Use the right credit card

Collision and theft insurance may come with a credit card, but card companies differ in what they offer. Some have primary coverage, which means you don’t have to report the accident to your insurance company and see your rate go up. Others have secondary supplementary insurance that may, or may not, cover towing, deductibles, and or the administrative fees mentioned above that can add up. Check your card’s policies ahead of time.

Take pictures of the car in good light

You want any — any — problems with the condition of the car clearly noted. Certainly they should be documented on the rental agreement, but also take photos, both when you pick up the car and when you drop it off. Have hard evidence of the condition so that, if the rental agency claims you were responsible for damage, you can show that you weren’t.

One caveat: Don’t drop the car off after hours if you can possible avoid it. You’re generally responsible for the car until it is officially checked back in. If damage happens, you can end up on the hook for it.

Skip the airport rental when possible

Airport rentals are particularly expensive because a company can get you to pay through the nose for convenience. Instead, see if there are any rental locations within a commute from the airport, whether mass transit or cab ride into a city or a hotel that has a rental desk. The difference in rates can be astronomical.

Location can be particularly important when you rent internationally. For example, you might find that the rental or insurance rates on one side of a national border are much lower than if you were on the other side. It takes research, but doing a bit of work up front can save you a lode of money.
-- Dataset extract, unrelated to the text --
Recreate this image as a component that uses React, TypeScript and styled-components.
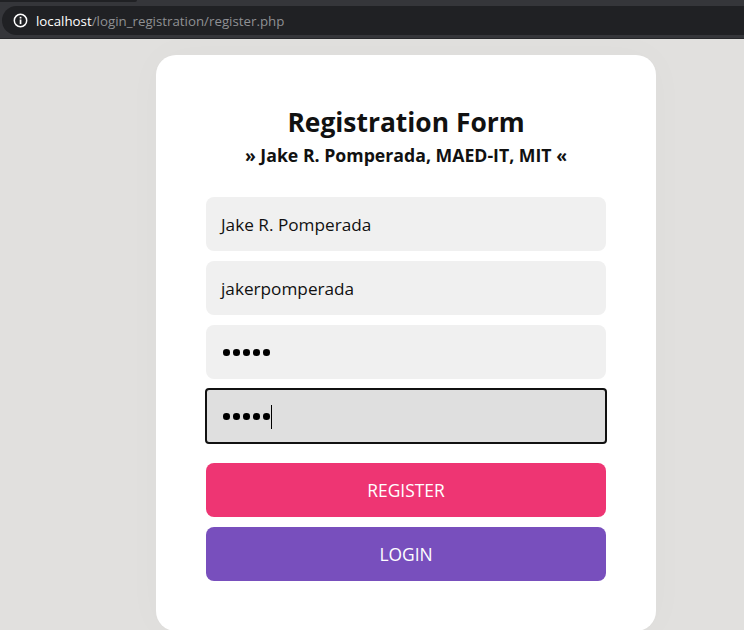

Book the cheapest car class

One of my favorite techniques is to go online and book the cheapest class car listed. When you get to the rental agency, if the type isn’t available, chances are good that you can get something better for the same price.

Of course, the cheapest car is one that you don’t rent. See if there are enough transit options, and time in your schedule, to avoid getting a car at all. Or look at an hourly car share rental so you book a ride for only as long as you need it.

Look for discounts

Whether you’re a member of AAA, have special rental rates through a professional association, or check online for coupons, look for discounts that you can apply to the rental period.

Keep checking for lower prices

Many people make a reservation and then don’t think about it again until they pick up the car. But prices fluctuate and different rental companies might have a relative deal. Keep checking until shortly before you’ll need the car to see if rates change in your favor.

Look at the total cost

You may see or hear quotes for rental rates. Also look to see if they include taxes, fees, and other things that jack up the price. Always compare companies and cars on a total cost basis — and don’t forget that smaller cars or hybrids may make up a lot of expense by using less gas.

Use the frequent renter and corporate programs

If you don’t have frequent renter cards for the companies you most often use, get them. Eventually you’ll get some free driving time. Also, being an entrepreneur, ask about what programs a company has for corporate users.

Unlimited mileage versus caps

You may find a strong inclination to opt for unlimited mileage, particularly if you’ll be driving a fair amount. Do yourself a favor and calculate how much you’re really likely to drive. There may be times when unlimited makes perfect sense, and yet, under the right conditions, the total limited mileage over the days you need the car may be more than enough you need. It takes some calculating, but can save money.

Fill the tank yourself

The most expensive way to get gasoline is to pay the refill charges the rental agency wants. Instead, scope out where you will return the car and find some local filling stations so you can top things off yourself.

Know the grace period and be timely

Some rental companies will hit you for a significant additional charge — maybe a half or whole day — if you come back after the grace period. Since you’ve now read the rental agreement, you’ll know what it is and stick fast to it. Or at least ask someone on the counter. No sense in saving all sorts of money only to blow it because you were help up in a line at a chain coffee store.